Expected Council Action
In May, Ambassador Rafael Ramírez (Venezuela), the chair of the 1591 Sudan Sanctions Committee, is expected to provide the quarterly briefing to Council members on the Committee’s work.
Key Recent Developments
Darfur remains mired in a security and humanitarian crisis, marked by high levels of inter-communal violence, continued fighting between government and rebel forces, and increasing displacement. According to the Office for the Coordination of Humanitarian Affairs (OCHA), there were 2.5 million internally displaced people in Darfur as of 19 April. As many as 121,000 of them have been displaced in 2015.
Inter-communal clashes continued to be reported in recent months. In February and March, clashes between the Berti and Zaiyadia communities in Mellit locality, North Darfur, displaced approximately 4,500 people. On 1 April, fighting between the Maalia and Rizeigat communities occurred in East Darfur’s Abu Karinka locality; 20 people died in the 1 April clashes, which were sparked when Rizeigat stole several hundred Maalia-owned sheep in retaliation for a cattle-rustling incident.
On 1 April, ten bombs were dropped in an aerial attack in Rowata, Central Darfur, resulting in the deaths of 14 civilians and injuring an additional 18. According to Stéphane Dujarric, the Secretary-General’s spokesman, an AU/UN Hybrid Operation in Darfur (UNAMID) patrol in Rowata on 6 April “witnessed another aerial bombardment, consisting of five bombs dropped close to” their location. (The Sudanese government is the only party in the area with aerial capacity).
Unidentified assailants attempted to attack UNAMID peacekeepers on 23 and 24 April in separate incidents in South Darfur. On 23 April, UNAMID troops guarding a water hole in Kass locality were fired upon by approximately forty men riding camels and horses. Four assailants were killed and two peacekeepers were injured in the skirmish. On 24 April, four UNAMID troops were injured when fired upon close to a UNAMID base in Kass.
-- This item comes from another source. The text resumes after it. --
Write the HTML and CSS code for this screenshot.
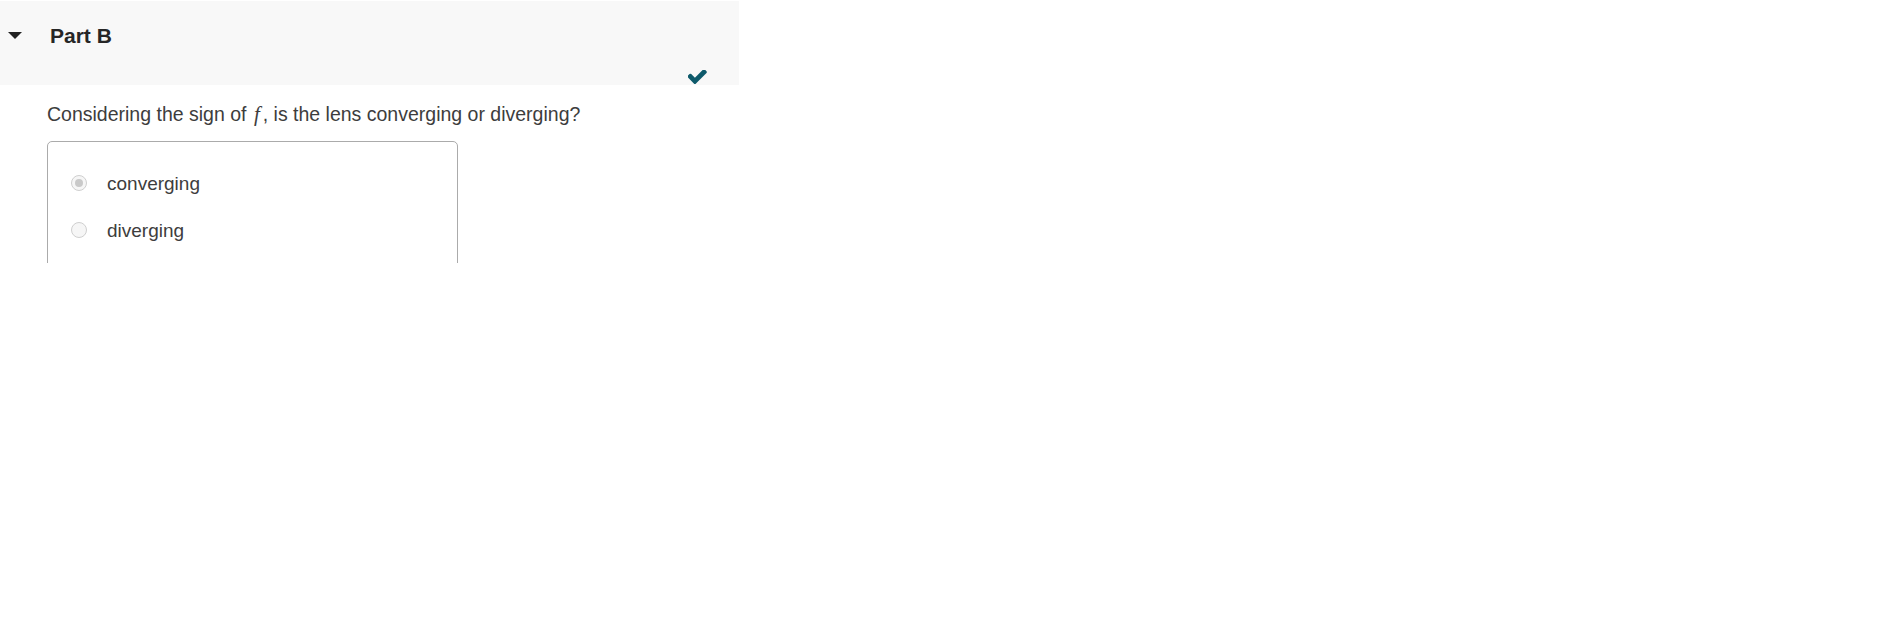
FILE: index.html
```html
<!DOCTYPE html>
<html lang="en">
<head>
<meta charset="utf-8">
<title>Part B</title>
<link rel="stylesheet" href="styles.css">
</head>
<body>
<div class="page">
  <div class="part-header">
    <div class="part-toggle">
      <span class="caret"></span>
      <span class="part-title">Part B</span>
    </div>
    <svg class="status-check" viewBox="173 402 1498 1120" width="19" height="14" aria-hidden="true">
      <path d="M1671 566q0 40-28 68l-724 724-136 136q-28 28-68 28t-68-28l-136-136-362-362q-28-28-28-68t28-68l136-136q28-28 68-28t68 28l294 295 656-657q28-28 68-28t68 28l136 136q28 28 28 68z" fill="#0e5a6b"/>
    </svg>
  </div>
  <div class="part-body">
    <p class="question">Considering the sign of <span class="math-var">f</span>, is the lens converging or diverging?</p>
    <div class="choices">
      <label class="choice">
        <span class="radio radio-checked"></span>
        <span class="choice-text">converging</span>
      </label>
      <label class="choice">
        <span class="radio"></span>
        <span class="choice-text">diverging</span>
      </label>
    </div>
  </div>
</div>
</body>
</html>
```
FILE: styles.css
```css
html, body {
  margin: 0;
  padding: 0;
  background: #ffffff;
}

body {
  font-family: "Liberation Sans", Arial, sans-serif;
  color: #333333;
}

.page {
  height: 263px;
  overflow: hidden;
}

.part-header {
  margin-top: 1px;
  width: 739px;
  height: 84px;
  background: #f8f8f8;
  display: flex;
  align-items: flex-start;
}

.part-toggle {
  display: flex;
  align-items: center;
  margin-top: 23px;
  height: 24px;
}

.caret {
  width: 0;
  height: 0;
  margin-left: 8px;
  margin-right: 28px;
  margin-bottom: 2px;
  border-left: 7px solid transparent;
  border-right: 7px solid transparent;
  border-top: 7px solid #222222;
}

.part-title {
  font-size: 21px;
  font-weight: bold;
  line-height: 24px;
  color: #262626;
}

.status-check {
  display: block;
  margin-left: auto;
  margin-right: 32px;
  margin-bottom: 1px;
  align-self: flex-end;
}

.part-body {
  padding-left: 47px;
}

.question {
  margin: 17px 0 0 0;
  font-size: 19.5px;
  line-height: 24px;
  color: #3d3d3d;
}

.math-var {
  font-family: "Liberation Serif", "Times New Roman", serif;
  font-style: italic;
  font-size: 21px;
  margin: 0 3px 0 2px;
}

.choices {
  margin-top: 15px;
  box-sizing: border-box;
  width: 411px;
  height: 170px;
  border: 1px solid #ababab;
  border-radius: 5px;
  padding: 30px 0 0 23px;
  display: flex;
  flex-direction: column;
  gap: 23px;
}

.choice {
  display: flex;
  align-items: center;
  height: 24px;
  font-size: 19px;
  line-height: 24px;
  color: #3d3d3d;
}

.radio {
  box-sizing: border-box;
  width: 16px;
  height: 16px;
  border: 1px solid #cfcfcf;
  border-radius: 50%;
  background: #f6f6f6;
  margin-right: 20px;
  margin-bottom: 2px;
  display: flex;
  align-items: center;
  justify-content: center;
}

.radio-checked::after {
  content: "";
  width: 8px;
  height: 8px;
  border-radius: 50%;
  background: #c9c9c9;
}
```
On 25 April, heavy fighting reportedly occurred in South Darfur, when the Sudanese Armed Forces (SAF) and the government-affiliated Rapid Support Forces clashed with the Justice and Equality Movement and the Sudan Liberation Army-Minni Minnawi rebel groups. Both government and rebel forces alleged that they had inflicted heavy casualties on their adversaries, while seizing significant quantities of equipment. Adam Mahmoud Jar El-Nabi, the governor of South Darfur, claimed on 25 April that the rebels had come from South Sudan, and the SAF reiterated previous allegations that South Sudan is supporting rebel groups in Darfur.
On April 14, students at El Fasher University in North Darfur demonstrated against Sudan’s 13-15 April presidential and National Assembly elections. Security forces and student militants attacked the protestors; 12 of them were reportedly detained and two were wounded.
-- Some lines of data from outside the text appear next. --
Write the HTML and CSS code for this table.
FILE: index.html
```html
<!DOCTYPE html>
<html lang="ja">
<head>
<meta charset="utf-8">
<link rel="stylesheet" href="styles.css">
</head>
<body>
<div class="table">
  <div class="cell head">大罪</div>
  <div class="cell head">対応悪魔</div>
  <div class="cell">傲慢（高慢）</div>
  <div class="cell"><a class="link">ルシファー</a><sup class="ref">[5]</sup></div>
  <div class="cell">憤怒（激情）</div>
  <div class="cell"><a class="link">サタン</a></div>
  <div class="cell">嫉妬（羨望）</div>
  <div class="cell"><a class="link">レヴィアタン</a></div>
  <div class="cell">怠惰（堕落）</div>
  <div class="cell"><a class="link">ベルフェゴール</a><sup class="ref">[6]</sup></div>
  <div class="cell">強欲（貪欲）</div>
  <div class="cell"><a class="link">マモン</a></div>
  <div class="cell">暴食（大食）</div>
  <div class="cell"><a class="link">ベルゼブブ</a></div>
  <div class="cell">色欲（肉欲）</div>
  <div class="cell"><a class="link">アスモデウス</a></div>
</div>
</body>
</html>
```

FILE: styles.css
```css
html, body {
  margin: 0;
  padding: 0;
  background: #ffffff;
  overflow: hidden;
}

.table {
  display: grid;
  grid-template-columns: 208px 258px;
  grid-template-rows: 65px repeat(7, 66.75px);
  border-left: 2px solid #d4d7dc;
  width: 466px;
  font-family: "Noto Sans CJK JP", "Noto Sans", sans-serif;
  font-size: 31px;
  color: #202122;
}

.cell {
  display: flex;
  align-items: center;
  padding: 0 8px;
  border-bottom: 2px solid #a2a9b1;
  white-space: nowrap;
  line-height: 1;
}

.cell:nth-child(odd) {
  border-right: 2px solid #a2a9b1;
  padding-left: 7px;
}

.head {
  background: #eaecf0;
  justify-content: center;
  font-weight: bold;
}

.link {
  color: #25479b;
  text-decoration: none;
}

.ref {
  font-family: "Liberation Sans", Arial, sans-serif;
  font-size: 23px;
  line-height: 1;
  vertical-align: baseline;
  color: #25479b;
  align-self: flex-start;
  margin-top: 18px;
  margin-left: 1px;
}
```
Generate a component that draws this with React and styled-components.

The joint working group (AU, UN and government of Sudan) assigned to develop an exit strategy for UNAMID has continued to meet. The group includes 16 Sudanese officials, 13 UN personnel and eight AU representatives. According to a UNAMID press release, the working group convened in Khartoum from 16 to 19 April in what were described as “cooperative and professional” meetings. It is expected to meet again in May.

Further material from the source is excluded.